__SHORT PROBLEM__. Restate the whole of the material. Keep every word, and drop the pictures.
==== AVAILABLE DATA
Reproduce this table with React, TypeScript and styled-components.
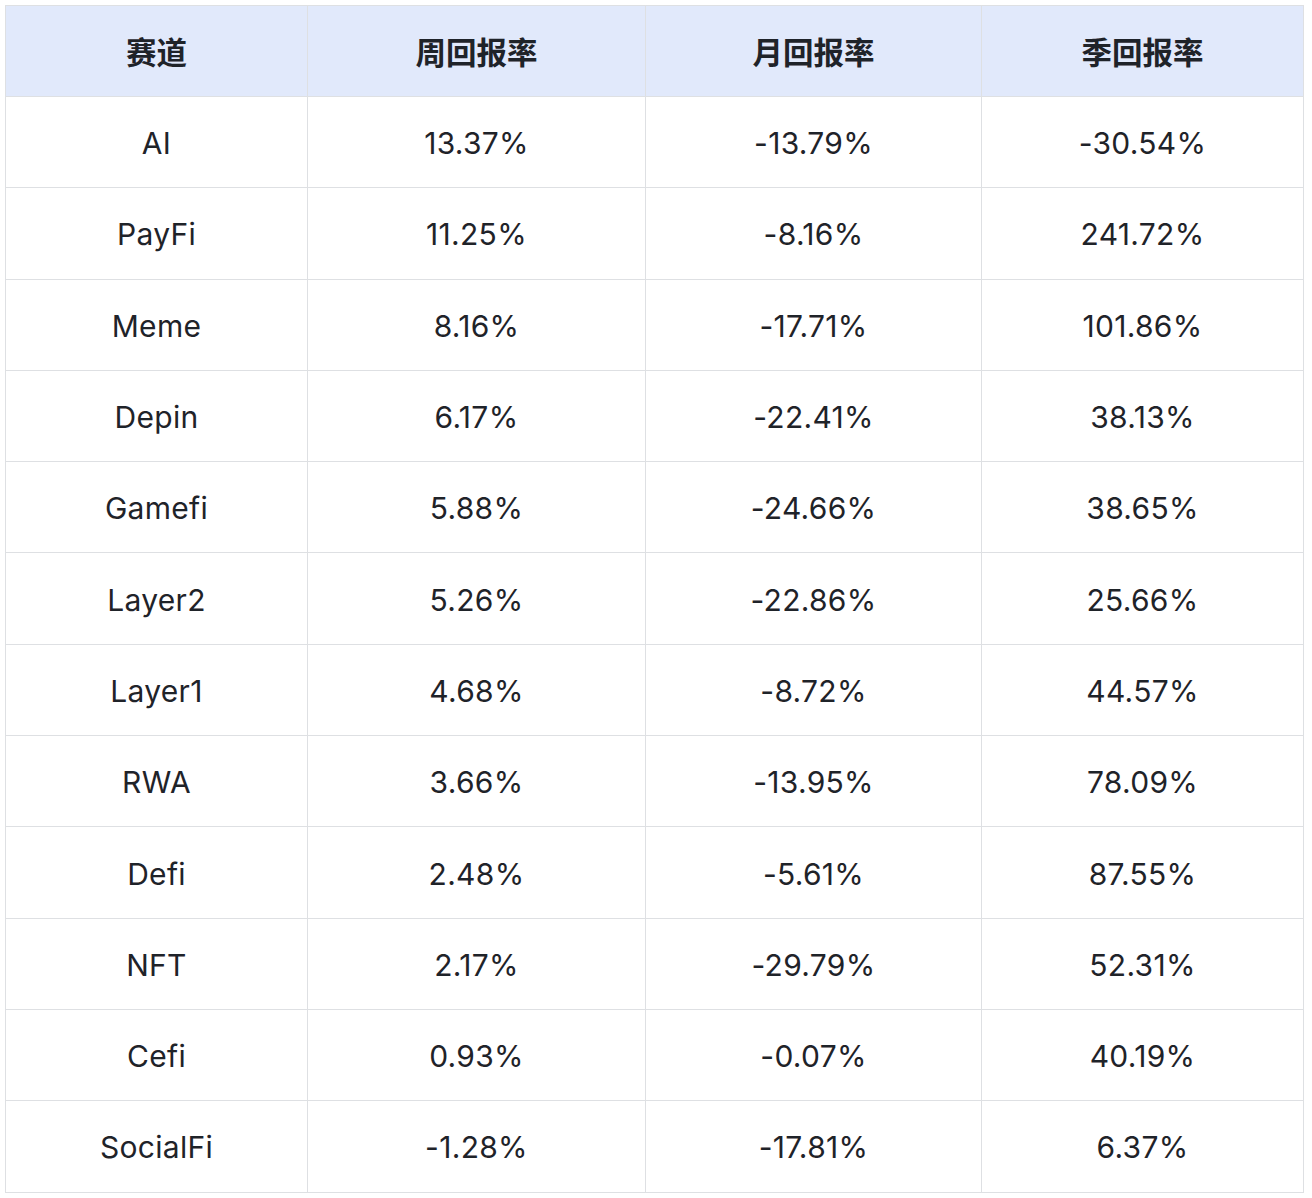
import React from "react";
import styled, { createGlobalStyle } from "styled-components";

const GlobalStyle = createGlobalStyle`
  html, body {
    margin: 0;
    padding: 0;
    background: #ffffff;
  }
  body {
    font-family: Inter, "Noto Sans CJK SC", sans-serif;
    color: #1f2329;
  }
`;

const Page = styled.div`
  padding: 5px 9px 6px 5px;
`;

const Table = styled.table`
  width: 1298px;
  border-collapse: collapse;
  table-layout: fixed;
  border: 1px solid #dee0e3;
`;

const Col = styled.col<{ $width: number }>`
  width: ${(p) => p.$width}px;
`;

const HeadCell = styled.th`
  height: 90px;
  padding: 0;
  background: #e1e9fb;
  border: 1px solid #dee0e3;
  font-size: 30.5px;
  font-weight: 700;
  text-align: center;
  vertical-align: middle;
  color: #1f2329;
`;

const Cell = styled.td`
  height: 88.3px;
  padding: 2px 0 0;
  border: 1px solid #dee0e3;
  font-size: 30px;
  letter-spacing: 0.3px;
  font-weight: 400;
  text-align: center;
  vertical-align: middle;
  color: #1f2329;
`;

type Row = [string, string, string, string];

const rows: Row[] = [
  ["AI", "13.37%", "-13.79%", "-30.54%"],
  ["PayFi", "11.25%", "-8.16%", "241.72%"],
  ["Meme", "8.16%", "-17.71%", "101.86%"],
  ["Depin", "6.17%", "-22.41%", "38.13%"],
  ["Gamefi", "5.88%", "-24.66%", "38.65%"],
  ["Layer2", "5.26%", "-22.86%", "25.66%"],
  ["Layer1", "4.68%", "-8.72%", "44.57%"],
  ["RWA", "3.66%", "-13.95%", "78.09%"],
  ["Defi", "2.48%", "-5.61%", "87.55%"],
  ["NFT", "2.17%", "-29.79%", "52.31%"],
  ["Cefi", "0.93%", "-0.07%", "40.19%"],
  ["SocialFi", "-1.28%", "-17.81%", "6.37%"],
];

const headers = ["赛道", "周回报率", "月回报率", "季回报率"];
const widths = [302, 338, 336, 322];

export default function App() {
  return (
    <Page>
      <GlobalStyle />
      <Table>
        <colgroup>
          {widths.map((w, i) => (
            <Col key={i} $width={w} />
          ))}
        </colgroup>
        <thead>
          <tr>
            {headers.map((h) => (
              <HeadCell key={h}>{h}</HeadCell>
            ))}
          </tr>
        </thead>
        <tbody>
          {rows.map((r) => (
            <tr key={r[0]}>
              {r.map((v, i) => (
                <Cell key={i}>{v}</Cell>
              ))}
            </tr>
          ))}
        </tbody>
      </Table>
    </Page>
  );
}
========
__RIGHT ANSWER__.
Reproduce this table with React, TypeScript and styled-components.
import React from "react";
import styled, { createGlobalStyle } from "styled-components";

const GlobalStyle = createGlobalStyle`
  html, body {
    margin: 0;
    padding: 0;
    background: #ffffff;
  }
  body {
    font-family: Inter, "Noto Sans CJK SC", sans-serif;
    color: #1f2329;
  }
`;

const Page = styled.div`
  padding: 5px 9px 6px 5px;
`;

const Table = styled.table`
  width: 1298px;
  border-collapse: collapse;
  table-layout: fixed;
  border: 1px solid #dee0e3;
`;

const Col = styled.col<{ $width: number }>`
  width: ${(p) => p.$width}px;
`;

const HeadCell = styled.th`
  height: 90px;
  padding: 0;
  background: #e1e9fb;
  border: 1px solid #dee0e3;
  font-size: 30.5px;
  font-weight: 700;
  text-align: center;
  vertical-align: middle;
  color: #1f2329;
`;

const Cell = styled.td`
  height: 88.3px;
  padding: 2px 0 0;
  border: 1px solid #dee0e3;
  font-size: 30px;
  letter-spacing: 0.3px;
  font-weight: 400;
  text-align: center;
  vertical-align: middle;
  color: #1f2329;
`;

type Row = [string, string, string, string];

const rows: Row[] = [
  ["AI", "13.37%", "-13.79%", "-30.54%"],
  ["PayFi", "11.25%", "-8.16%", "241.72%"],
  ["Meme", "8.16%", "-17.71%", "101.86%"],
  ["Depin", "6.17%", "-22.41%", "38.13%"],
  ["Gamefi", "5.88%", "-24.66%", "38.65%"],
  ["Layer2", "5.26%", "-22.86%", "25.66%"],
  ["Layer1", "4.68%", "-8.72%", "44.57%"],
  ["RWA", "3.66%", "-13.95%", "78.09%"],
  ["Defi", "2.48%", "-5.61%", "87.55%"],
  ["NFT", "2.17%", "-29.79%", "52.31%"],
  ["Cefi", "0.93%", "-0.07%", "40.19%"],
  ["SocialFi", "-1.28%", "-17.81%", "6.37%"],
];

const headers = ["赛道", "周回报率", "月回报率", "季回报率"];
const widths = [302, 338, 336, 322];

export default function App() {
  return (
    <Page>
      <GlobalStyle />
      <Table>
        <colgroup>
          {widths.map((w, i) => (
            <Col key={i} $width={w} />
          ))}
        </colgroup>
        <thead>
          <tr>
            {headers.map((h) => (
              <HeadCell key={h}>{h}</HeadCell>
            ))}
          </tr>
        </thead>
        <tbody>
          {rows.map((r) => (
            <tr key={r[0]}>
              {r.map((v, i) => (
                <Cell key={i}>{v}</Cell>
              ))}
            </tr>
          ))}
        </tbody>
      </Table>
    </Page>
  );
}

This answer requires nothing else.